Arten der Behinderung

Ein Grund für die Komplexität der Definition ist auch die Diversität von Menschen mit Behinderung. Wie von der UN-BRK definiert zählen zu Menschen mit Behinderungen Menschen, die eine langfristige körperliche, seelische, geistige oder Sinnesbeeinträchtigung haben. So wird längst nicht nur das Stereotyp „Rollstuhlfahrer“ behindert, sondern auch das Kind mit Zerebralparese, die Frau mittleren Alters, die an einer Depression erkrankt ist oder eine ältere Person mit Demenz. Darüber hinaus sind auch länger andauernde chronische Erkrankungen, wie Epilepsie, Multiple Sklerose oder Allergien, eingeschlossen.

Gesundheitszustände können sichtbar oder unsichtbar sein, vorübergehend oder dauerhaft, statisch, schubförmig oder degenerierend, schmerzhaft oder unbedeutend. Kurz gesagt: Behinderungen sind Teil unseres Lebens und sie können jede*n von uns zu jedem Zeitpunkt treffen. Viele Menschen mit Behinderungen fühlen sich allerdings nicht krank, sondern je nach aktuellem Gesundheitszustand durchaus fit und wohl. Eine Übersicht über (fast) die ganze Palette unterschiedlicher Behinderungen und Krankheiten finden Sie im Themenbereich Behinderungen.

Stigmata und Stereotype

Auch wenn fast jede*r von uns irgendwann im Leben vorübergehend oder dauerhaft beeinträchtigt sein wird, werden Menschen mit Behinderungen sehr oft stigmatisiert. Weshalb? Die Wissenschaft gibt hier Antworten.

Der Soziologe Erwin Goffman und andere Sozialwissenschaftler*innen definieren Behinderung als Stigma. Stigmata sind gedankliche Konstruktionen, durch die sich Menschen die Wahrnehmung anderer Personen vereinfachen. Von einem Merkmal wird auf die ganze Person geschlossen. Sie ersparen somit differenziertes Denken. Obwohl zum Beispiel Menschen mit einer psychischen Erkrankung ganz andere Herausforderungen haben als Menschen mit einer Körperbehinderung, werden sie als „Behinderte“ oftmals in dieselbe Schublade gesteckt.

Ein Mann in Jogginghosen im Rollstuhl. Der Kopf des Mannes ist im Bild nicht sichtbar. | © pexels (pexels)
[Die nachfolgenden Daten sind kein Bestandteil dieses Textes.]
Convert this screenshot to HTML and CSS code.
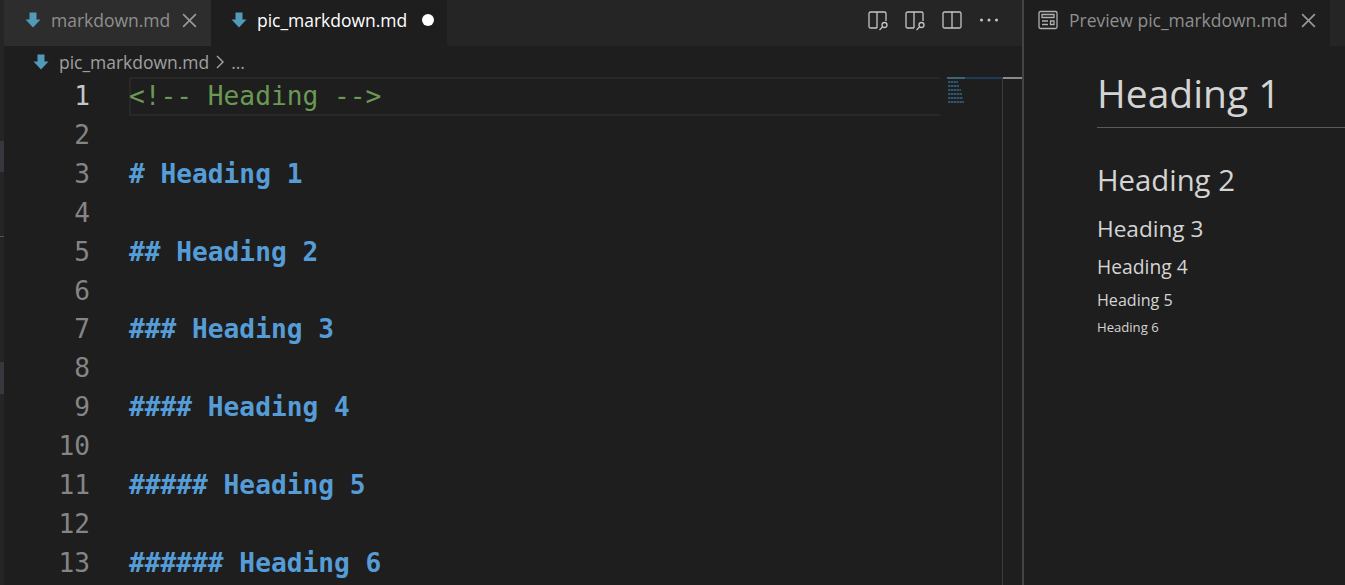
FILE: index.html
```html
<!DOCTYPE html>
<html lang="en">
<head>
<meta charset="utf-8">
<title>pic_markdown.md</title>
<link rel="stylesheet" href="styles.css">
</head>
<body>
<div class="window">
  <div class="strip"><i class="strip-a"></i><i class="strip-b"></i><i class="strip-c"></i></div>
  <main class="group">
    <div class="tabbar">
      <div class="tab tab-inactive">
        <svg class="md-icon" viewBox="0 0 16 16"><path d="M4.500.5h7v7h4L8 15.500.5 7.500h4z"/></svg>
        <span class="tab-name">markdown.md</span>
        <svg class="close" viewBox="0 0 16 16"><path d="M2 2l12 12M14 2L2 14"/></svg>
      </div>
      <div class="tab tab-active">
        <svg class="md-icon" viewBox="0 0 16 16"><path d="M4.500.5h7v7h4L8 15.500.5 7.500h4z"/></svg>
        <span class="tab-name">pic_markdown.md</span>
        <span class="dirty"></span>
      </div>
      <div class="actions">
        <svg class="action" viewBox="0 0 22 22"><path d="M10 19H3.500a1.500 1.500 0 0 1-1.500-1.500v-13A1.500 1.500 0 0 1 3.500 3h14A1.500 1.500 0 0 1 19 4.500V12M10 3v16"/><circle cx="17.500" cy="16" r="2.500"/><path d="M15.500 18l-3 3"/></svg>
        <svg class="action" viewBox="0 0 22 22"><path d="M10 19H3.500a1.500 1.500 0 0 1-1.500-1.500v-13A1.500 1.500 0 0 1 3.500 3h14A1.500 1.500 0 0 1 19 4.500V12M10 3v16"/><circle cx="17.500" cy="16" r="2.500"/><path d="M15.500 18l-3 3"/></svg>
        <svg class="action" viewBox="0 0 22 22"><path d="M3.500 3h15A1.500 1.500 0 0 1 20 4.500v13a1.500 1.500 0 0 1-1.500 1.500h-15A1.500 1.500 0 0 1 2 17.500v-13A1.500 1.500 0 0 1 3.500 3zM11 3v16"/></svg>
        <svg class="action action-more" viewBox="0 0 22 22"><circle cx="3.500" cy="11" r="1.500"/><circle cx="11" cy="11" r="1.500"/><circle cx="18.500" cy="11" r="1.500"/></svg>
      </div>
    </div>
    <div class="crumbs">
      <svg class="md-icon" viewBox="0 0 16 16"><path d="M4.500.5h7v7h4L8 15.500.5 7.500h4z"/></svg>
      <span>pic_markdown.md</span>
      <svg class="chev" viewBox="0 0 10 16"><path d="M2 2l6 6-6 6"/></svg>
      <span>...</span>
    </div>
    <div class="editor">
      <div class="gutter">
        <div class="ln ln-cur">1</div><div class="ln">2</div><div class="ln">3</div><div class="ln">4</div><div class="ln">5</div><div class="ln">6</div><div class="ln">7</div><div class="ln">8</div><div class="ln">9</div><div class="ln">10</div><div class="ln">11</div><div class="ln">12</div><div class="ln">13</div>
      </div>
      <div class="code">
        <div class="line line-cur comment">&lt;!-- Heading --&gt;</div>
        <div class="line"></div>
        <div class="line head"># Heading 1</div>
        <div class="line"></div>
        <div class="line head">## Heading 2</div>
        <div class="line"></div>
        <div class="line head">### Heading 3</div>
        <div class="line"></div>
        <div class="line head">#### Heading 4</div>
        <div class="line"></div>
        <div class="line head">##### Heading 5</div>
        <div class="line"></div>
        <div class="line head">###### Heading 6</div>
      </div>
      <div class="minimap">
        <div class="mini-top"><i class="mini-green"></i></div>
        <i class="mini w1"></i><i class="mini w2"></i><i class="mini w3"></i><i class="mini w4"></i><i class="mini w5"></i><i class="mini w6"></i>
      </div>
      <div class="ruler"><i class="ruler-mark"></i></div>
    </div>
  </main>
  <div class="sash"></div>
  <aside class="preview">
    <div class="pv-tabbar">
      <div class="pv-tab">
        <svg class="pv-icon" viewBox="0 0 20 20"><rect x="1" y="1.500" width="18" height="17" rx="1.500"/><path d="M4 4.500h12v3H4zM4 11h6M4 14.500h6M12.500 11h3.500v3.500h-3.500z"/></svg>
        <span class="tab-name">Preview pic_markdown.md</span>
        <svg class="close" viewBox="0 0 16 16"><path d="M2 2l12 12M14 2L2 14"/></svg>
      </div>
    </div>
    <article class="doc">
      <h1>Heading 1</h1>
      <h2>Heading 2</h2>
      <h3>Heading 3</h3>
      <h4>Heading 4</h4>
      <h5>Heading 5</h5>
      <h6>Heading 6</h6>
    </article>
  </aside>
</div>
</body>
</html>
```
FILE: styles.css
```css
* { box-sizing: border-box; }
html, body { margin: 0; height: 100%; overflow: hidden; background: #1e1e1e; }
body { font-family: "Open Sans", "Noto Sans", sans-serif; }
.window { display: flex; height: 585px; width: 1345px; overflow: hidden; }

.strip { width: 4px; flex: none; background: #252526; padding-top: 141px; display: flex; flex-direction: column; }
.strip i { display: block; flex: none; }
.strip-a { height: 31px; background: #37373d; }
.strip-b { height: 1px; margin-top: 64px; background: #555; }
.strip-c { height: 32px; margin-top: 125px; background: #37373d; }

.group { width: 1018px; flex: none; display: flex; flex-direction: column; }
.tabbar { height: 46px; flex: none; background: #252526; display: flex; align-items: stretch; }
.tab { display: flex; align-items: center; font-size: 17.500px; padding-bottom: 6px; }
.tab-inactive { width: 207px; background: #2d2d2d; color: #8f8f8f; padding-left: 21px; }
.tab-active { width: 236px; background: #1e1e1e; color: #fff; padding-left: 20px; }
.tab-name { white-space: nowrap; letter-spacing: -0.02px; }
.md-icon { width: 16px; height: 16px; flex: none; fill: #519aba; margin-right: 10px; }
.close { width: 17px; height: 17px; flex: none; fill: none; stroke: #9a9a9a; stroke-width: 1.500; margin-left: 11px; }
.dirty { width: 12px; height: 12px; border-radius: 50%; background: #fff; margin-left: 15px; }

.actions { margin-left: auto; padding: 0 22px 6px 0; display: flex; align-items: center; gap: 15px; }
.action { width: 22px; height: 22px; flex: none; fill: none; stroke: #c5c5c5; stroke-width: 1.300; }
.action-more { fill: #c5c5c5; stroke: none; }

.crumbs { height: 31px; flex: none; display: flex; align-items: center; padding-left: 29px; color: #a0a0a0; font-size: 17.500px; letter-spacing: -0.02px; }
.crumbs .md-icon { margin-right: 10px; }
.chev { width: 10px; height: 16px; flex: none; fill: none; stroke: #a8a8a8; stroke-width: 1.400; margin: 0 6px; }

.editor { flex: 1; display: flex; min-height: 0; font-family: "DejaVu Sans Mono", "Liberation Mono", monospace; font-size: 26.200px; }
.gutter { width: 125px; flex: none; }
.ln { height: 38.920px; line-height: 38px; padding-right: 39px; text-align: right; color: #858585; }
.ln-cur { color: #c6c6c6; }
.code { width: 811px; flex: none; }
.line { height: 38.920px; line-height: 38px; white-space: pre; }
.line-cur { box-shadow: inset 2px 2px 0 #282828, inset 0 -2px 0 #282828; }
.comment { color: #6a9955; }
.head { color: #569cd6; font-weight: 700; }

.minimap { width: 62px; flex: none; padding-left: 7px; display: flex; flex-direction: column; }
.mini-top { height: 2px; background: #1d3a58; margin-bottom: 2px; flex: none; }
.mini-green { display: block; width: 18px; height: 2px; background: #3d6670; }
.mini { display: block; height: 2px; margin: 0 0 2px 1px; flex: none; background: repeating-linear-gradient(90deg, #30556f 0 2px, #243c4e 2px 3px); }
.w1 { width: 10px; } .w2 { width: 11px; } .w3 { width: 13px; } .w4 { width: 14px; } .w5 { width: 15px; } .w6 { width: 16px; }

.ruler { width: 20px; flex: none; border-left: 1px solid #3a3a3a; }
.ruler-mark { display: block; height: 2px; background: #8a8a8a; }

.sash { width: 2px; flex: none; background: #444; }

.preview { flex: 1; min-width: 0; display: flex; flex-direction: column; }
.pv-tabbar { height: 46px; flex: none; background: #252526; display: flex; }
.pv-tab { width: 306px; background: #1e1e1e; display: flex; align-items: center; padding: 0 0 6px 14px; color: #8f8f8f; font-size: 17.500px; }
.pv-icon { width: 20px; height: 20px; flex: none; fill: none; stroke: #b0b0b0; stroke-width: 1.300; margin-right: 11px; }
.pv-tab .close { margin-left: 12px; }

.doc { flex: 1; padding: 0 0 0 73px; color: #d4d4d4; font-weight: 400; }
.doc h1, .doc h2, .doc h3, .doc h4, .doc h5, .doc h6 { margin: 0; font-weight: 400; white-space: nowrap; }
.doc h1 { font-size: 39px; line-height: 50px; height: 60px; margin-top: 22px; border-bottom: 1px solid #5a5a5a; }
.doc h2 { font-size: 29.300px; line-height: 38px; margin-top: 33px; }
.doc h3 { font-size: 22.600px; line-height: 30px; margin-top: 15px; }
.doc h4 { font-size: 19.300px; line-height: 26px; margin-top: 10px; }
.doc h5 { font-size: 16.100px; line-height: 22px; margin-top: 9px; }
.doc h6 { font-size: 13.100px; line-height: 18px; margin-top: 7px; }
```
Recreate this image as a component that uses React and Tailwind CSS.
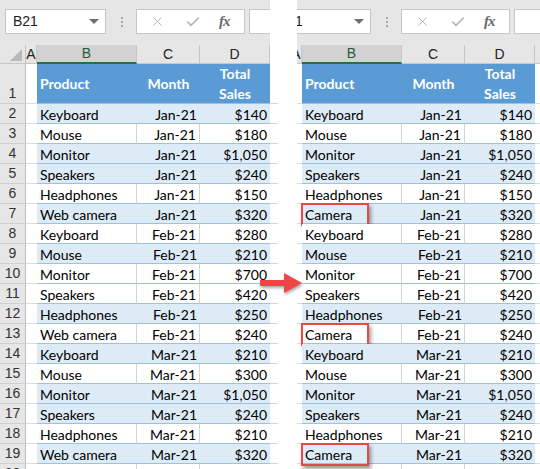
import React from "react";
import { X, Check } from "lucide-react";

const rows = [
  ["Keyboard", "Jan-21", "$140", 1],
  ["Mouse", "Jan-21", "$180", 0],
  ["Monitor", "Jan-21", "$1,050", 1],
  ["Speakers", "Jan-21", "$240", 1],
  ["Headphones", "Jan-21", "$150", 0],
  ["Web camera", "Jan-21", "$320", 1],
  ["Keyboard", "Feb-21", "$280", 0],
  ["Mouse", "Feb-21", "$210", 1],
  ["Monitor", "Feb-21", "$700", 0],
  ["Speakers", "Feb-21", "$420", 0],
  ["Headphones", "Feb-21", "$250", 1],
  ["Web camera", "Feb-21", "$240", 0],
  ["Keyboard", "Mar-21", "$210", 1],
  ["Mouse", "Mar-21", "$300", 0],
  ["Monitor", "Mar-21", "$1,050", 1],
  ["Speakers", "Mar-21", "$240", 1],
  ["Headphones", "Mar-21", "$210", 0],
  ["Web camera", "Mar-21", "$320", 1],
];

function Toolbar() {
  return (
    <div className="h-[45px] bg-[#e6e6e6] flex items-start pt-[9px]">
      <div className="ml-[5px] w-[101px] h-[25px] bg-white border border-[#c6c6c6] flex items-center justify-between pl-[7px] pr-[6px] shrink-0">
        <span className="text-[14px] text-[#222] font-['Liberation_Sans',sans-serif]">B21</span>
        <span className="w-0 h-0 border-l-[5px] border-r-[5px] border-t-[5px] border-l-transparent border-r-transparent border-t-[#6e6e6e]" />
      </div>
      <div className="ml-[15px] h-[25px] flex flex-col justify-center gap-[2px] shrink-0">
        <span className="w-[2px] h-[2px] bg-[#a6a6a6]" />
        <span className="w-[2px] h-[2px] bg-[#a6a6a6]" />
        <span className="w-[2px] h-[2px] bg-[#a6a6a6]" />
      </div>
      <div className="ml-[13px] w-[109px] h-[25px] bg-white border border-[#c6c6c6] flex items-center shrink-0">
        <X className="ml-[13px] text-[#b4b4b4]" size={15} strokeWidth={1.6} />
        <Check className="ml-[20px] text-[#b4b4b4]" size={16} strokeWidth={2.4} />
        <span className="ml-[18px] italic text-[15px] text-[#6a6a6a] font-['Liberation_Serif',serif] font-bold tracking-[-1px]">fx</span>
      </div>
      <div className="ml-[4px] flex-1 h-[25px] bg-white border border-[#c6c6c6]" />
    </div>
  );
}

function ColHeaders() {
  return (
    <div className="h-[19px] flex bg-[#e6e6e6] text-[14px] text-[#222] font-['Liberation_Sans',sans-serif]">
      <div className="w-[26px] shrink-0 border-r border-b border-[#c6c6c6] flex items-end justify-end pr-[3px] pb-[2px]">
        <span className="w-0 h-0 border-l-[12px] border-b-[12px] border-l-transparent border-b-[#b9b9b9]" />
      </div>
      <div className="w-[11px] shrink-0 border-r border-b border-[#c6c6c6] flex items-center justify-center overflow-hidden">A</div>
      <div className="w-[100px] shrink-0 bg-[#d2d2d2] border-r border-[#c6c6c6] border-b-2 border-b-[#217346] text-[#1e5c38] flex items-center justify-center">B</div>
      <div className="w-[63px] shrink-0 border-r border-b border-[#c6c6c6] flex items-center justify-center">C</div>
      <div className="w-[70px] shrink-0 border-r border-b border-[#c6c6c6] flex items-center justify-center">D</div>
      <div className="flex-1 border-b border-[#c6c6c6]" />
    </div>
  );
}

function RowNum({ n, tall }) {
  return (
    <div
      className={`w-[26px] shrink-0 bg-[#e6e6e6] border-r border-b border-r-[#bdbdbd] border-b-[#d0d0d0] flex items-end justify-center pb-[1px] text-[14px] leading-[17px] text-[#333] font-['Liberation_Sans',sans-serif] ${tall ? "h-[40px]" : "h-[20px]"}`}
    >
      {n}
    </div>
  );
}

function HeaderRow() {
  return (
    <div className="flex h-[40px]">
      <RowNum n={1} tall />
      <div className="w-[11px] shrink-0 border-b border-[#dcdcdc] bg-white" />
      <div className="w-[100px] shrink-0 bg-[#5b9bd5] border-b border-[#9bc2e6] text-white font-bold flex items-center pl-[3px]">
        Product
      </div>
      <div className="w-[63px] shrink-0 bg-[#5b9bd5] border-b border-[#9bc2e6] text-white font-bold flex items-center justify-center">
        Month
      </div>
      <div className="w-[70px] shrink-0 bg-[#5b9bd5] border-b border-[#9bc2e6] text-white font-bold flex flex-col items-center justify-center leading-[20px]">
        <span>Total</span>
        <span>Sales</span>
      </div>
      <div className="flex-1 border-b border-[#dcdcdc] bg-white" />
    </div>
  );
}

function DataRow({ n, r, replaced }) {
  const [product, month, sales, blue] = r;
  const isCam = replaced && product === "Web camera";
  const rowBg = blue ? "bg-[#ddebf7]" : "bg-white";
  const vline = blue ? "" : "border-r border-r-[#d4d4d4]";
  return (
    <div className="flex h-[20px]">
      <RowNum n={n} />
      <div className="w-[11px] shrink-0 border-b border-[#dcdcdc] bg-white" />
      <div className={`relative w-[100px] shrink-0 ${rowBg} ${vline} border-b border-b-[#9bc2e6] flex items-end pl-[3px] leading-[17px]`}>
        {isCam ? "Camera" : product}
        {isCam && (
          <div className="absolute -left-[1px] -top-[1px] w-[68px] h-[23px] border-2 border-[#ec4646] shadow-[2px_3px_4px_rgba(0,0,0,0.4)]" />
        )}
      </div>
      <div className={`w-[63px] shrink-0 ${rowBg} ${vline} border-b border-b-[#9bc2e6] flex items-end justify-end pr-[3px] leading-[17px]`}>
        {month}
      </div>
      <div className={`w-[70px] shrink-0 ${rowBg} border-b border-b-[#9bc2e6] flex items-end justify-end pr-[3px] leading-[17px]`}>
        {sales}
      </div>
      <div className="flex-1 border-b border-[#dcdcdc] bg-white" />
    </div>
  );
}

function EmptyRow({ n }) {
  return (
    <div className="flex h-[20px]">
      <RowNum n={n} />
      <div className="w-[11px] shrink-0 border-b border-[#dcdcdc] bg-white" />
      <div className="w-[100px] shrink-0 bg-white border-r border-[#d4d4d4]" />
      <div className="w-[63px] shrink-0 bg-white border-r border-[#d4d4d4]" />
      <div className="w-[70px] shrink-0 bg-white" />
      <div className="flex-1 bg-white" />
    </div>
  );
}

function Sheet({ replaced }) {
  return (
    <div className="w-[285px] font-[Lato,sans-serif] text-[14px] text-black">
      <Toolbar />
      <ColHeaders />
      <HeaderRow />
      {rows.map((r, i) => (
        <DataRow key={i} n={i + 2} r={r} replaced={replaced} />
      ))}
      <EmptyRow n={20} />
    </div>
  );
}

export default function App() {
  return (
    <div className="relative w-[540px] h-[469px] overflow-hidden bg-white flex">
      <div className="w-[270px] shrink-0 overflow-hidden">
        <Sheet />
      </div>
      <div className="w-[27px] shrink-0 bg-white flex flex-col">
        <div className="h-[104px] w-[8px] border-b border-[#d4d4d4]" />
        {Array.from({ length: 18 }).map((_, i) => (
          <div key={i} className="h-[20px] w-[8px] border-b border-[#d4d4d4]" />
        ))}
      </div>
      <div className="w-[243px] shrink-0 overflow-hidden">
        <div className="-ml-[32px]">
          <Sheet replaced />
        </div>
      </div>
      <svg
        className="absolute left-[258px] top-[270px] drop-shadow-[1px_2px_1.5px_rgba(0,0,0,0.35)]"
        width="48"
        height="28"
        viewBox="0 0 48 28"
      >
        <path d="M2 10 H26 V3 L44 13 L26 23 V16 H2 Z" fill="#ee4646" />
      </svg>
    </div>
  );
}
Stigmata sind negativ behaftet, weshalb Menschen mit Behinderungen leider oftmals haarsträubende Eigenschaften wie Dummheit, Faulheit oder mangelnder Durchhaltewillen zugeschrieben werden. Andere Merkmale der Person, wie zum Beispiel Charakter oder Bildungsstand, können diese Vorurteile nicht kompensieren. Klar, dass solche Stigmatisierungen enorme Auswirkungen auf die Betroffenen haben. Menschen mit Behinderungen oder Krankheiten zweifeln häufig an sich selbst, ziehen sich aus der Gesellschaft zurück oder resignieren. Auch versuchen sie, ihre Krankheit oder Behinderung so gut es geht geheim zu halten – aus Angst vor Stigmatisierung.

Vielfalt der Gesellschaft schätzen

Was wir also mitnehmen: Verallgemeinerungen und Stereotype über „Behinderung“ oder „Menschen mit Behinderungen“ führen eindeutig in die Irre. Personen mit Behinderungen haben vielfältige persönliche Eigenheiten in Bezug auf Geschlecht, Alter, sexueller Orientierung, Bildungsstand oder der Zugehörigkeit zu einer bestimmten Nationalität, Religion oder Volksgruppe. Und jede*r geht wieder anders mit seiner oder ihrer Behinderung um. Differenziertes Denken lohnt sich, um die Vorteile einer diversen Gesellschaft zu erkennen.

Mit Informationen und Austausch kann es gelingen, über Hintergründe, Ursachen und Folgen einer Behinderung oder Krankheit zu informieren und Betroffenen zu zeigen, dass sie nicht allein sind und Unterstützung in Anspruch nehmen sollten, um neue Perspektiven zu finden. Dieses Ziel möchten wir mit unserem Informationsportal EnableMe, unserer Community und mit unseren verschiedenen Angeboten erreichen.